5. Empirical Insights: Metrics, Trade-offs, and Best Practices
Assessment of PtO methods centers on decision-centric metrics:
- Regret (decision error): Average, worst-case, or relative regret, i.e., the gap between predicted and optimal decisions under true costs, is the primary metric (Elmachtoub et al., 2017, Geng et al., 2023).
- Cost ratio: For online or budgeted problems, the ratio of incurred to optimal cost provides an interpretable measure (Anand et al., 2022).
- Normalized regret / relative regret: Used for cross-dataset and cross-domain comparison, facilitating aggregation over instances (Tang et al., 2022, Geng et al., 2023).
- Solution-level statistics: Distributional metrics (e.g., 90th-percentile regret), constraint satisfaction rates, and robustness to misalignment between predictive and operational objectives.
- Sample efficiency: Advanced loss-adaptation frameworks (EGL) achieve higher decision quality with orders-of-magnitude fewer solver calls than per-instance local loss learning (Shah et al., 2023).
Notable empirical findings include:
- Optimizing standard predictive loss (MSE/MAE) is generally suboptimal for decision quality as model misspecification or structural complexity increases.
- Decision-focused surrogate losses (SPO+, PFY, LTR, EGL, ESR) consistently lower regret, particularly in the presence of restrictions on prediction/optimization coupling or high-dimensional mapping complexity (Elmachtoub et al., 2017, Shah et al., 2023, Tan et al., 2024).
- End-to-end, proxy, and statistical approaches—especially those integrating constraint satisfaction and feasibility correction—enable practical and scalable application to both convex and nonconvex, continuous and discrete, and large-scale domains (Kotary et al., 2023, Kotary et al., 2024).
- Empirical cost-error landscapes can be highly nonlinear with respect to classification error, indicating that small improvements in certain error types (e.g., FPR) produce disproportionately large gains in decision quality (Smet, 2 Sep 2025).

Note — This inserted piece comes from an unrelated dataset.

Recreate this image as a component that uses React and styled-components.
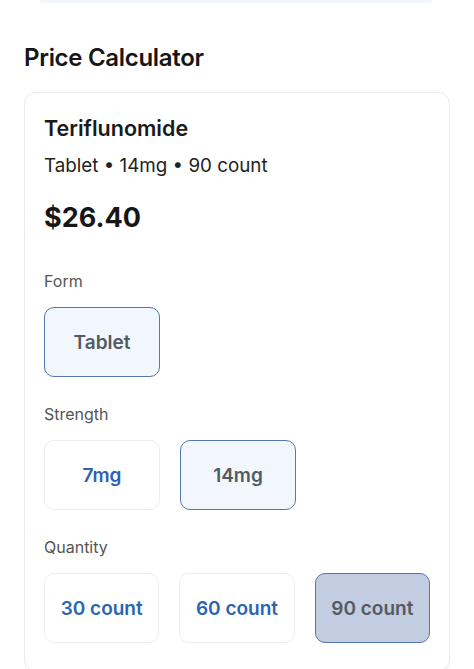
import React, { useState } from 'react';
import styled, { createGlobalStyle } from 'styled-components';

const GlobalStyle = createGlobalStyle`
  html, body {
    margin: 0;
    padding: 0;
    background: #fff;
  }
  body {
    font-family: Inter, "Noto Sans", sans-serif;
    color: #1a1a1a;
    -webkit-font-smoothing: antialiased;
  }
`;

const forms = ['Tablet'];
const strengths = ['7mg', '14mg'];
const quantities = ['30 count', '60 count', '90 count'];

const App = () => {
  const [form, setForm] = useState('Tablet');
  const [strength, setStrength] = useState('14mg');
  const [quantity, setQuantity] = useState('90 count');

  return (
    <Page>
      <GlobalStyle />
      <TopEdge />
      <Heading>Price Calculator</Heading>
      <Card>
        <DrugName>Teriflunomide</DrugName>
        <Summary>{form} • {strength} • {quantity}</Summary>
        <Price>$26.40</Price>

        <Group>
          <Label>Form</Label>
          <Options>
            {forms.map((f) => (
              <Option key={f} $selected={form === f} onClick={() => setForm(f)}>{f}</Option>
            ))}
          </Options>
        </Group>

        <Group>
          <Label>Strength</Label>
          <Options>
            {strengths.map((s) => (
              <Option key={s} $selected={strength === s} onClick={() => setStrength(s)}>{s}</Option>
            ))}
          </Options>
        </Group>

        <Group>
          <Label>Quantity</Label>
          <Options>
            {quantities.map((q) => (
              <Option
                key={q}
                $selected={quantity === q}
                $strong={quantity === q}
                onClick={() => setQuantity(q)}
              >
                {q}
              </Option>
            ))}
          </Options>
        </Group>
      </Card>
    </Page>
  );
};

export default App;

const Page = styled.div`
  padding: 0 24px;
`;

const TopEdge = styled.div`
  height: 3px;
  margin: 0 18px 0 16px;
  background: #f1f6fa;
  border-radius: 0 0 4px 4px;
`;

const Heading = styled.h2`
  margin: 40px 0 20px;
  font-size: 24px;
  font-weight: 600;
  letter-spacing: -0.3px;
  color: #161616;
`;

const Card = styled.div`
  border: 1px solid #ebebeb;
  border-radius: 12px;
  padding: 22px 19px 28px;
`;

const DrugName = styled.div`
  font-size: 21.5px;
  font-weight: 600;
  color: #1a1a1a;
`;

const Summary = styled.div`
  margin-top: 13px;
  font-size: 18.8px;
  color: #222;
`;

const Price = styled.div`
  margin-top: 24px;
  font-size: 27px;
  font-weight: 700;
  color: #161616;
`;

const Group = styled.div`
  margin-top: 37px;

  & + & {
    margin-top: 27px;
  }
`;

const Label = styled.div`
  font-size: 16px;
  color: #555;
`;

const Options = styled.div`
  display: flex;
  gap: 20px;
  margin-top: 16px;
`;

const Option = styled.button`
  width: 116px;
  height: 70px;
  border-radius: 10px;
  font-family: inherit;
  font-size: 19px;
  font-weight: 600;
  cursor: pointer;
  border: 1px solid ${(p) => (p.$selected ? '#5478ad' : '#ececec')};
  background: ${(p) => (p.$strong ? '#c2cde2' : p.$selected ? '#f1f7fd' : '#fff')};
  color: ${(p) => (p.$selected ? '#555a60' : '#2c64b2')};
`;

6. Extensions, Open Problems, and Domain-Specific Developments
Recent benchmark expansions include:
- Causal and treatment assignment: Estimators such as S-learner, DRNet, and VCNet in uplift modeling with continuous treatments, assessed by area under the uplift curve (AUUC), fair allocation, and resource- or cost-sensitive prescriptions (Vos et al., 2024).
- Autocorrelated estimation: PtO and FPtP models under autocorrelated processes (e.g., VARMA) reveal further separation between predictive and prescriptive performance, with robust regret minimization available only under specialized optimize-via-estimate (A-OVE) models (Wang et al., 2 Feb 2026).

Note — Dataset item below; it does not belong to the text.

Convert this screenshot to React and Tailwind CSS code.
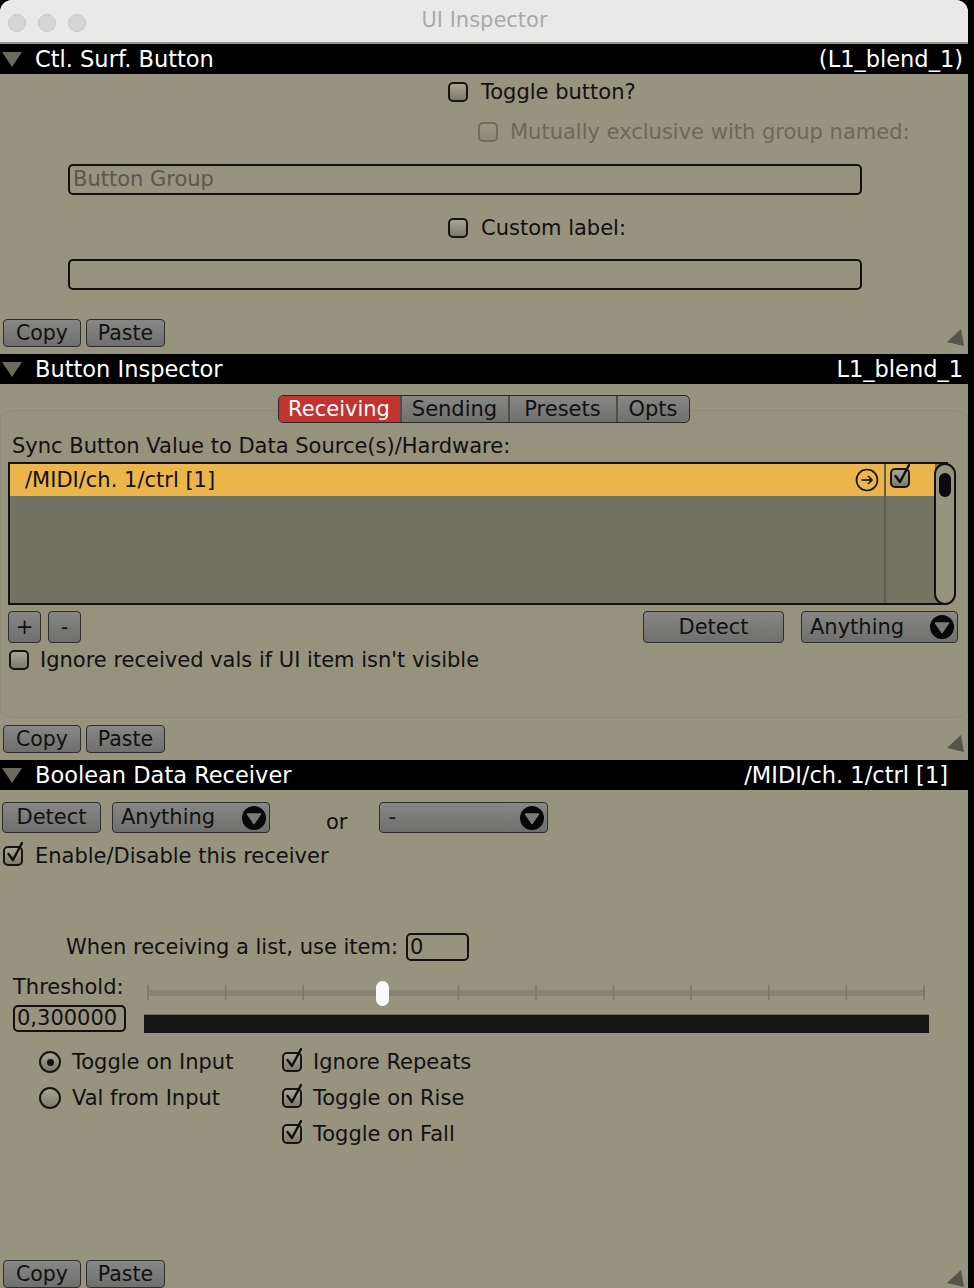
import React from "react";

const ticks = [0, 1, 2, 3, 4, 5, 6, 7, 8, 9, 10];

function Disclosure() {
  return (
    <svg width="20" height="16" viewBox="0 0 20 16" className="shrink-0">
      <polygon points="0,1 20,1 10,16" fill="#6b6a5d" />
    </svg>
  );
}

function Header({ title, right, last }) {
  return (
    <div className="flex h-[30px] shrink-0 items-center bg-black pl-[2px] text-[22.5px] leading-none text-white">
      <Disclosure />
      <span className="ml-[13px]">{title}</span>
      <span className={last ? "ml-auto pr-[20px]" : "ml-auto pr-[5px]"}>{right}</span>
    </div>
  );
}

function Grip() {
  return (
    <svg width="19" height="19" viewBox="0 0 19 19" className="shrink-0">
      <polygon points="15,1 1,14 18,18" fill="#56554a" />
    </svg>
  );
}

function Btn({ className = "", children, between }) {
  return (
    <div
      className={
        "flex items-center rounded-[4px] border-[1.5px] border-[#2e2e2c] bg-linear-to-b from-[#878785] to-[#6f6f6d] leading-none text-[#111] " +
        (between ? "justify-between " : "justify-center ") +
        className
      }
    >
      {children}
    </div>
  );
}

function CopyRow() {
  return (
    <div className="flex items-end justify-between pl-[3px] pr-[3px] text-[20.5px]">
      <div className="flex gap-[5px]">
        <Btn className="h-[28px] w-[78px]">Copy</Btn>
        <Btn className="h-[28px] w-[79px]">Paste</Btn>
      </div>
      <Grip />
    </div>
  );
}

function DropIcon() {
  return (
    <svg width="24" height="24" viewBox="0 0 24 24" className="shrink-0">
      <circle cx="12" cy="12" r="12" fill="#080808" />
      <polygon points="5.5,8 18.5,8 12,17.5" fill="#7a7a78" stroke="#7a7a78" strokeWidth="1.5" strokeLinejoin="round" />
    </svg>
  );
}

function Dropdown({ label, className = "" }) {
  return (
    <Btn between className={"pl-[8px] pr-[3px] " + className}>
      <span>{label}</span>
      <DropIcon />
    </Btn>
  );
}

function Check({ checked, disabled }) {
  return (
    <div
      className={
        "relative h-[20px] w-[20px] shrink-0 rounded-[5px] border-2 bg-linear-to-b " +
        (disabled ? "border-[#6e6c5e] from-[#9a9784] to-[#8b8876]" : "border-[#151515] from-[#a8a593] to-[#7e7b6a]")
      }
    >
      {checked && (
        <svg width="24" height="26" viewBox="0 0 24 26" className="absolute left-[-1px] top-[-7px] overflow-visible">
          <polyline points="4.5,13 9,19 18,2" fill="none" stroke="#0d0d0d" strokeWidth="2.4" strokeLinecap="round" strokeLinejoin="round" />
        </svg>
      )}
    </div>
  );
}

function Radio({ on }) {
  return (
    <div className="flex h-[22px] w-[22px] shrink-0 items-center justify-center rounded-full border-2 border-[#151515] bg-linear-to-b from-[#a8a593] to-[#7e7b6a]">
      {on && <div className="h-[7px] w-[7px] rounded-full bg-[#111]" />}
    </div>
  );
}

function CircleArrow() {
  return (
    <svg width="24" height="24" viewBox="0 0 24 24" className="shrink-0">
      <circle cx="12" cy="12" r="10.5" fill="none" stroke="#111" strokeWidth="1.6" />
      <line x1="6.5" y1="12" x2="17" y2="12" stroke="#111" strokeWidth="1.6" />
      <polyline points="13,8 17,12 13,16" fill="none" stroke="#111" strokeWidth="1.6" />
    </svg>
  );
}

function Slider() {
  return (
    <svg width="785" height="34" viewBox="0 0 785 34" className="block">
      <rect x="4" y="14" width="777" height="6" fill="#86836f" />
      {ticks.map((i) => (
        <rect key={i} x={4 + i * 77.6 - 0.75} y="9" width="1.5" height="15" fill="#7a7767" />
      ))}
      <rect x="232" y="5" width="13" height="25" rx="6.5" fill="#fafafa" />
    </svg>
  );
}

export default function App() {
  return (
    <div className="h-[1288px] w-[974px] overflow-hidden bg-black font-['DejaVu_Sans',Verdana,sans-serif] text-[#111]">
      <div className="flex h-full w-[968px] flex-col overflow-hidden rounded-t-[12px] bg-[#96937e]">
        {/* title bar */}
        <div className="relative flex h-[42px] shrink-0 items-center justify-center bg-[#e9e9e9]">
          <div className="absolute left-[8px] top-[14px] flex gap-[12px]">
            <div className="h-[18px] w-[18px] rounded-full border border-[#c6c6c6] bg-[#d5d5d5]" />
            <div className="h-[18px] w-[18px] rounded-full border border-[#c6c6c6] bg-[#d5d5d5]" />
            <div className="h-[18px] w-[18px] rounded-full border border-[#c6c6c6] bg-[#d5d5d5]" />
          </div>
          <span className="ml-[1px] text-[21px] text-[#a9a9a9]">UI Inspector</span>
        </div>
        <div className="h-[2px] shrink-0" />

        {/* Ctl. Surf. Button */}
        <Header title="Ctl. Surf. Button" right="(L1_blend_1)" />
        <div className="flex flex-col pt-[6px] text-[21px] leading-none">
          <div className="flex h-[24px] items-center gap-[13px] pl-[448px]">
            <Check />
            <span>Toggle button?</span>
          </div>
          <div className="mt-[16px] flex h-[24px] items-center gap-[12px] pl-[478px] text-[#6b6959]">
            <Check disabled />
            <span>Mutually exclusive with group named:</span>
          </div>
          <div className="ml-[68px] mt-[20px] flex h-[31px] w-[794px] items-center rounded-[5px] border-2 border-[#111] pl-[3px] text-[#5a584c]">
            Button Group
          </div>
          <div className="mt-[21px] flex h-[24px] items-center gap-[13px] pl-[448px]">
            <Check />
            <span>Custom label:</span>
          </div>
          <div className="ml-[68px] mt-[19px] h-[31px] w-[794px] rounded-[5px] border-2 border-[#111]" />
          <div className="mt-[29px]">
            <CopyRow />
          </div>
        </div>

        {/* Button Inspector */}
        <div className="mt-[7px]">
          <Header title="Button Inspector" right="L1_blend_1" />
        </div>
        <div className="relative z-10 mt-[11px] flex justify-center pr-[1px] text-[21px] leading-none">
          <div className="flex h-[28px] overflow-hidden rounded-[5px] border-[1.5px] border-[#2a2a28] bg-linear-to-b from-[#878785] to-[#6f6f6d]">
            <div className="flex w-[121px] items-center justify-center bg-[#c1342f] text-white">Receiving</div>
            <div className="flex w-[108px] items-center justify-center border-l-2 border-[#4d4d4b]">Sending</div>
            <div className="flex w-[108px] items-center justify-center border-l-2 border-[#4d4d4b]">Presets</div>
            <div className="flex w-[73px] items-center justify-center border-l-2 border-[#4d4d4b]">Opts</div>
          </div>
        </div>
        <div className="mt-[-13px] flex h-[308px] flex-col rounded-[10px] border border-[#8d8a76] bg-[#95927d] pt-[23px] text-[21px] leading-none">
          <div className="flex h-[24px] items-center pl-[11px]">Sync Button Value to Data Source(s)/Hardware:</div>
          <div className="relative ml-[7px] mt-[4px] h-[143px] w-[940px] border-2 border-[#111] bg-[#737161]">
            <div className="flex h-full">
              <div className="flex flex-1 flex-col">
                <div className="flex h-[32px] items-center justify-between bg-[#ecb54b] pl-[15px] pr-[5px]">
                  <span>/MIDI/ch. 1/ctrl [1]</span>
                  <CircleArrow />
                </div>
              </div>
              <div className="w-[51px] border-l-2 border-[#5f5d50] bg-[#757362]">
                <div className="flex h-[32px] items-start bg-[#ecb54b] pl-[4px] pt-[4px]">
                  <Check checked />
                </div>
              </div>
              <div className="w-[11px]" />
            </div>
            <div className="absolute right-[-10px] top-[-1px] flex h-[142px] w-[22px] justify-center rounded-full border-2 border-[#111] bg-[#96937e] pt-[8px]">
              <div className="h-[24px] w-[12px] rounded-full bg-[#0a0a0a]" />
            </div>
          </div>
          <div className="mt-[6px] flex h-[32px] items-center pl-[7px] pr-[9px]">
            <Btn className="h-[32px] w-[33px]">+</Btn>
            <Btn className="ml-[7px] h-[32px] w-[33px]">-</Btn>
            <Btn className="ml-auto h-[32px] w-[141px]">Detect</Btn>
            <Dropdown label="Anything" className="ml-[17px] h-[32px] w-[157px]" />
          </div>
          <div className="mt-[5px] flex h-[24px] items-center gap-[11px] pl-[8px]">
            <Check />
            <span>Ignore received vals if UI item isn't visible</span>
          </div>
        </div>
        <div className="mt-[7px]">
          <CopyRow />
        </div>

        {/* Boolean Data Receiver */}
        <div className="mt-[7px]">
          <Header title="Boolean Data Receiver" right="/MIDI/ch. 1/ctrl [1]" last />
        </div>
        <div className="flex flex-1 flex-col text-[21px] leading-none">
          <div className="mt-[12px] flex h-[31px] items-center pl-[2px]">
            <Btn className="h-[31px] w-[99px]">Detect</Btn>
            <Dropdown label="Anything" className="ml-[11px] h-[31px] w-[158px]" />
            <span className="ml-[56px] mt-[10px]">or</span>
            <Dropdown label="-" className="ml-[32px] h-[31px] w-[169px]" />
          </div>
          <div className="mt-[11px] flex h-[24px] items-center gap-[12px] pl-[3px]">
            <Check checked />
            <span>Enable/Disable this receiver</span>
          </div>
          <div className="mt-[65px] flex h-[28px] items-center pl-[66px]">
            <span className="w-[340px]">When receiving a list, use item:</span>
            <div className="flex h-[28px] w-[63px] items-center rounded-[5px] border-2 border-[#111] pl-[2px]">0</div>
          </div>
          <div className="mt-[14px] flex">
            <div className="flex w-[130px] flex-col pl-[13px]">
              <div className="flex h-[24px] items-center">Threshold:</div>
              <div className="mt-[6px] flex h-[27px] w-[113px] items-center overflow-hidden whitespace-nowrap rounded-[5px] border-2 border-[#111] pl-[2px]">
                0,300000
              </div>
            </div>
            <div className="ml-[14px] flex flex-col pt-[1px]">
              <Slider />
              <div className="mt-[4px] h-[19px] w-[785px] border-t border-[#6e6c5c] bg-[#151515]" />
            </div>
          </div>
          <div className="mt-[17px] flex">
            <div className="flex w-[282px] flex-col gap-[12px] pl-[39px]">
              <div className="flex h-[24px] items-center gap-[11px]">
                <Radio on />
                <span>Toggle on Input</span>
              </div>
              <div className="flex h-[24px] items-center gap-[11px]">
                <Radio />
                <span>Val from Input</span>
              </div>
            </div>
            <div className="flex flex-col gap-[12px]">
              <div className="flex h-[24px] items-center gap-[11px]">
                <Check checked />
                <span>Ignore Repeats</span>
              </div>
              <div className="flex h-[24px] items-center gap-[11px]">
                <Check checked />
                <span>Toggle on Rise</span>
              </div>
              <div className="flex h-[24px] items-center gap-[11px]">
                <Check checked />
                <span>Toggle on Fall</span>
              </div>
            </div>
          </div>
          <div className="mt-auto">
            <CopyRow />
          </div>
        </div>
      </div>
    </div>
  );
}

- AI system configuration: Predict-then-optimize deployed in large-scale AI system benchmarking (FlexBench), confronting heterogeneous, high-cardinality categorical features, constraint-based pruning, and cost/throughput/energy trade-offs (Fursin et al., 14 Sep 2025).
- Simulation-driven benchmarking: Simulation frameworks decouple classifier accuracy from solution quality, allowing precise mapping of error-regret landscapes for combinatorial decision settings (Smet, 2 Sep 2025).
Key open challenges include extending learn-to-optimize proxies to structured, mixed-integer, and combinatorial settings, theoretical analysis of generalization/regret under covariate shift, robust optimization under simulated error models, and integration with reinforcement learning and bandit feedback scenarios (Tan et al., 2024).
7. Implementation Recommendations and Reproducibility Tools
Best practice recommendations for constructing and evaluating PtO benchmarks include:
- Choose or design loss functions that reflect true operational regret, such as SPO+, L_{bench}, or soft regret surrogates, instead of (or in addition to) standard predictive error losses (Elmachtoub et al., 2017, Anand et al., 2022, Shah et al., 2023).
- Use modular pipeline frameworks (e.g., PyEPO (Tang et al., 2022), PredictiveCO-Benchmark (Geng et al., 2023)) for rapid prototyping, model comparison, and fair replication across tasks.
- Leverage simulation of error profiles to map decision-quality surfaces and set evidence-based targets for classifier or regressor performance (Smet, 2 Sep 2025).
- For high-complexity, time-constrained, or non-differentiable settings, employ joint or proxy models (LtOF) with constraint-aware surrogates to maximize computational and decision efficiency (Kotary et al., 2023, Kotary et al., 2024).
- Use robust cross-validation, grid search for hyperparameters, and careful train/validation/test splits to ensure model selection is performed with respect to decision-centric metrics.
- Measure both predictive and decision-level metrics, and report both average and tail performance to reveal robustness.
A systematic PtO benchmarking strategy thus incorporates decision-focused loss design, domain-appropriate simulation or real-world data, modular training and evaluation infrastructure, and interpretable performance metrics tightly aligned with the operational use case. These benchmarks now underpin both empirical and theoretical advances in ML-augmented decision-making (Geng et al., 2023, Elmachtoub et al., 2017, Tang et al., 2022, Kotary et al., 2023, Smet, 2 Sep 2025, Anand et al., 2022, Shah et al., 2023, Vos et al., 2024, Kotary et al., 2024, Tan et al., 2024, Wang et al., 2 Feb 2026, Fursin et al., 14 Sep 2025).